Comment peut-on parler de réalité dans ce cas? Et dès lors, de quel droit l’écrivain, avec sa petite vision partiale et partielle de la vie (vision que Freud définit comme un journal de doléances et de délires), prétend-il se substituer au sociologue, au politicien, au philosophe, au journaliste, à l’historien, à l’anthropologue et au psychologue?  N’est-ce pas là une lamentable imposture que de remplacer ces intellectuels, eux qui sont réellement engagés, utiles à l’humanité et solidaires, eux qui transforment réellement la société et changent nos destins par leur savoir-faire et leurs décisions pragmatiques?
Et voilà le comble de la contradiction: Certains parlent de roman réaliste ! De poésie engagée ! Il y a jusqu’à  des poètes qui proposent des systèmes sociopolitiques ! Des gouvernements po-étiques !

-Une littérature marocaine particulière fut celle de la période coloniale où nos écrivains étaient divisés en deux groupes: le premier dénonça et condamna les injustices de l’occupant et combattit avec la plume pour contribuer à l'indépendance nationale; l’autre, au contraire, utilisa la plume pour amuser le colon, ridiculisant et parodiant la société marocaine, ses institutions et ses traditions séculaires, en échange de biens matériels et de célébrité.
Aujourd'hui, il est impossible d'imaginer une littérature qui traduise les deux attitudes. Ni le temps le permet, parce que le Maroc n'a jamais été mieux que maintenant, ni la situation politique, parce que la démocratie progresse sans cesse et les réalisations sont de plus en plus importantes, ni la conjoncture parce que la liberté d'expression est déjà un fait concret puisqu’il y a dans le pays d’autres façons non littéraires de critiquer la situation sociale et économique: les partis politiques dont les programmes contribuent à l'amélioration du processus démocratique et la presse qui reflète et détaille les règles du jeu démocratique dans son ensemble. La littérature, comme engagement politique ou critique sociale, n’a donc aucun rôle dans ce contexte et il serait ridicule qu’elle l’ait un jour. Il faut se rendre à l’évidence : Un écrivain, dans ses romans, n'a pas le droit d'enseigner parce qu'il n’est pas enseignant ou éducateur; ni informer car il n’est pas journaliste; ni lutter à réduire les injustices parce qu'il n’est pas homme politique ou parlementaire; ni prêcher parce qu'il n’est pas théologien; ni guérir puisqu’il n’est pas médecin ou psychologue.

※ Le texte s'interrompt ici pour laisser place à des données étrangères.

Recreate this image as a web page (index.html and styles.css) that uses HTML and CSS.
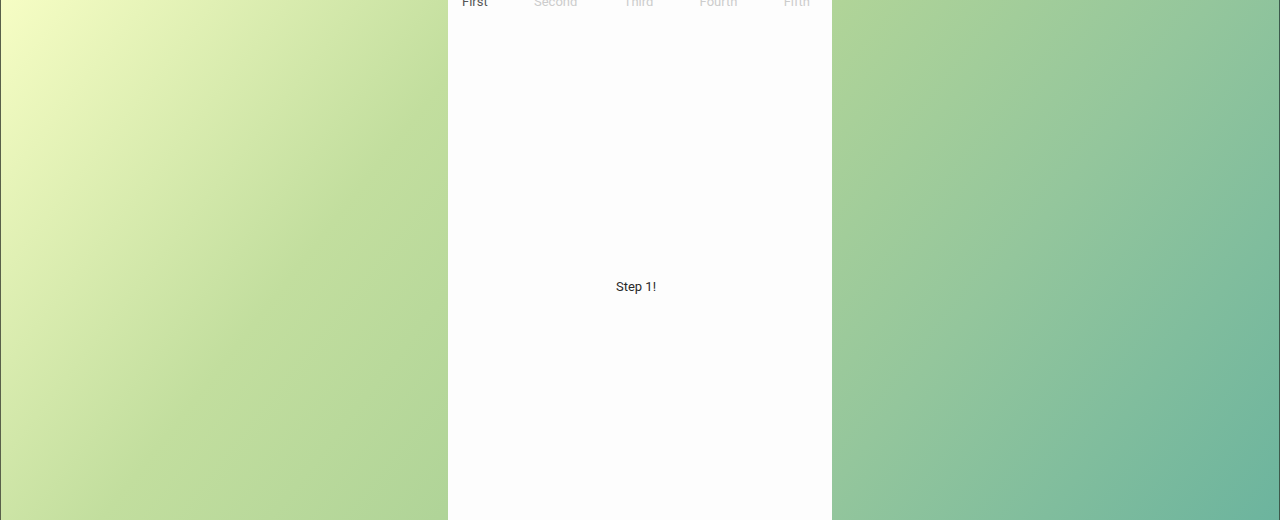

-Étant évanescente et chimérique, la littérature ne peut pas non plus se considérer comme un savoir institué. Car tout ce qu’elle peut nous enseigner, nous fait savoir ou nous dévoile (par ses périphrases, sa cacophonie ou sa rhétorique existe déjà dans la vie réelle et les livres spécialisés, qu’elle plagie.

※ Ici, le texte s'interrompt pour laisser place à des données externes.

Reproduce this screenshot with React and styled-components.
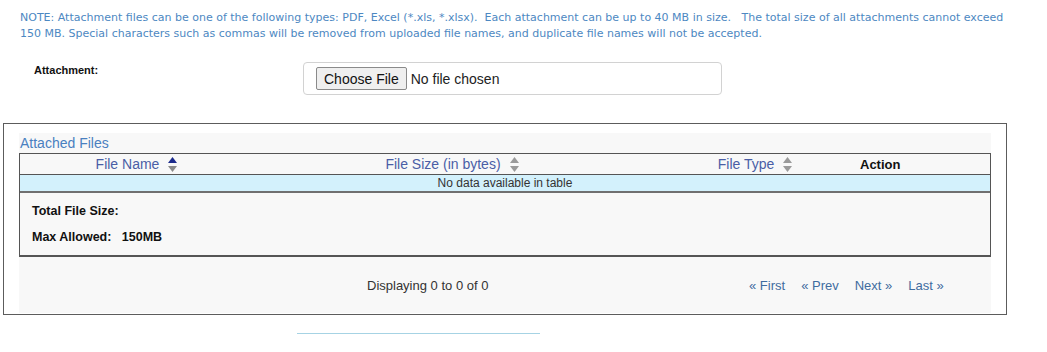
import React from 'react'
import styled, { createGlobalStyle } from 'styled-components'

const GlobalStyle = createGlobalStyle`
body {
	margin: 0;
	background: #fff;
	font-family: "Liberation Sans", Arial, sans-serif;
	color: #222;
}
`

const Page = styled.div`
width: 1047px;
height: 352px;
overflow: hidden;
`

const Note = styled.div`
padding: 10px 20px 0 20px;
font-family: "DejaVu Sans", Verdana, sans-serif;
font-size: 11px;
line-height: 16px;
color: #4d88c2;
white-space: pre;
`

const AttachRow = styled.div`
display: flex;
align-items: flex-start;
margin-top: 20px;
`

const FieldLabel = styled.label`
width: 303px;
padding-left: 34px;
box-sizing: border-box;
padding-top: 2px;
font-size: 11px;
font-weight: bold;
color: #111;
`

const FileBox = styled.div`
width: 419px;
height: 33px;
box-sizing: border-box;
border: 1px solid #d2d2d2;
border-radius: 4px;
display: flex;
align-items: center;
padding-left: 12px;
`

const FileInput = styled.input`
font-family: "Liberation Sans", Arial, sans-serif;
font-size: 14px;
color: #222;
&::file-selector-button {
	font-family: "Liberation Sans", Arial, sans-serif;
	font-size: 14px;
	height: 23px;
	padding: 0 7px;
	margin-right: 4px;
	border: 1px solid #8a8a8a;
	border-radius: 2px;
	background: #efefef;
	color: #111;
}
`

const Panel = styled.div`
margin: 28px 0 0 3px;
width: 1004px;
box-sizing: border-box;
border: 1px solid #5c5c5c;
background: #fff;
padding: 9px 15px 1px 15px;
`

const Inner = styled.div`
background: #f8f8f8;
`

const Title = styled.div`
font-size: 14px;
line-height: 20px;
color: #4a80c0;
padding-left: 1px;
`

const Table = styled.div`
border: 1px solid #555;
border-bottom-width: 2px;
`

const HeadRow = styled.div`
display: grid;
grid-template-columns: 233px 398px 208px 1fr;
height: 20px;
align-items: center;
border-bottom: 1px solid #555;
`

const HeadCell = styled.div`
display: flex;
align-items: center;
justify-content: ${p => (p.left ? 'flex-start' : 'center')};
padding-left: ${p => (p.left ? '1px' : '0')};
gap: 9px;
font-size: ${p => (p.bold ? '13px' : '14px')};
font-weight: ${p => (p.bold ? 'bold' : 'normal')};
color: ${p => (p.bold ? '#111' : '#4a5ea6')};
`

const EmptyRow = styled.div`
height: 16px;
line-height: 16px;
background: #d3f1fc;
text-align: center;
font-size: 12px;
color: #333;
border-bottom: 2px solid #707070;
`

const Summary = styled.div`
padding: 11px 12px 11px 12px;
display: flex;
flex-direction: column;
gap: 12px;
`

const SummaryLine = styled.div`
font-size: 12.5px;
font-weight: bold;
line-height: 14px;
color: #111;
white-space: pre;
`

const Footer = styled.div`
height: 56px;
display: flex;
align-items: center;
padding-left: 348px;
`

const Info = styled.div`
width: 382px;
font-size: 13px;
color: #333;
`

const Pager = styled.div`
display: flex;
gap: 16px;
`

const PageLink = styled.a`
font-size: 13px;
color: #3f6c9f;
text-decoration: none;
cursor: pointer;
`

const Divider = styled.div`
margin: 18px 0 0 297px;
width: 243px;
height: 1px;
background: #a6d3e4;
`

const SortIcon = ({ active }) => (
	<svg width="9" height="15" viewBox="0 0 9 15">
		<polygon points="4.5,0 9,6 0,6" fill={active ? '#1c2b8c' : '#9a9a9a'} />
		<polygon points="0,9 9,9 4.5,15" fill={active ? '#8a8a8a' : '#9a9a9a'} />
	</svg>
)

const columns = [
	{ name: 'File Name', active: true },
	{ name: 'File Size (in bytes)' },
	{ name: 'File Type' },
]

const App = () => {
	return (
		<Page>
			<GlobalStyle />
			<Note>
				{'NOTE: Attachment files can be one of the following types: PDF, Excel (*.xls, *.xlsx).  Each attachment can be up to 40 MB in size.   The total size of all attachments cannot exceed'}
				<br />
				{'150 MB. Special characters such as commas will be removed from uploaded file names, and duplicate file names will not be accepted.'}
			</Note>

			<AttachRow>
				<FieldLabel htmlFor="attachment">Attachment:</FieldLabel>
				<FileBox>
					<FileInput type="file" id="attachment" />
				</FileBox>
			</AttachRow>

			<Panel>
				<Inner>
					<Title>Attached Files</Title>
					<Table>
						<HeadRow>
							{columns.map(col => (
								<HeadCell key={col.name}>
									<span>{col.name}</span>
									<SortIcon active={col.active} />
								</HeadCell>
							))}
							<HeadCell left bold>Action</HeadCell>
						</HeadRow>
						<EmptyRow>No data available in table</EmptyRow>
						<Summary>
							<SummaryLine>Total File Size:</SummaryLine>
							<SummaryLine>{'Max Allowed:   150MB'}</SummaryLine>
						</Summary>
					</Table>
					<Footer>
						<Info>Displaying 0 to 0 of 0</Info>
						<Pager>
							<PageLink>« First</PageLink>
							<PageLink>« Prev</PageLink>
							<PageLink>Next »</PageLink>
							<PageLink>Last »</PageLink>
						</Pager>
					</Footer>
				</Inner>
			</Panel>

			<Divider />
		</Page>
	)
}

export default App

-Il faut donc démystifier le rôle de la littérature. Le réduire à sa vraie et juste fonction, celle de refléter o de reproduire des mondes fictifs possibles, en différé. Des mondes possibles élaborés avec des mots et non des faits. Littérature et fiction sont donc synonymes. C’est pourquoi elles ne peuvent changer le monde ni transformer nos destins. Si la littérature veut être utile et puissante, elle doit donc renoncer à supplanter les sciences sociales, c’est-à-dire, abandonner l’engagement, quel qu’il soit. Ainsi, elle sera ce qu'elle fut toujours: la mère de l'imagination et de la créativité. Et je ne suis pas seul à le dire : Homo Habilis l’a déjà dit, longtemps avant l’invention de l’écriture.


Conclusion

Pour moi la littérature est faite pour distraire, divertir, charmer, impressionner par la beauté et la magie de la langue, constamment à améliorer ; pour inviter au voyage et à la découverte d'autres cultures, mais sans remplacer l'histoire, pour séduire, aider à penser et imaginer, provoquer des émotions chez le lecteur, mais sans haine ni ressentiment, sans arrogance ni vanité.
Pour plus de détails, voir l’interview que me concéda l’écrivaine et poète Nuria Ruíz, avril passé à Algésiras où j’ai présenté la deuxième édition de mon roman Chivos expiatorios.


 (1). «Qu'est-ce que la littérature?», Situations II, Gallimard, 1948.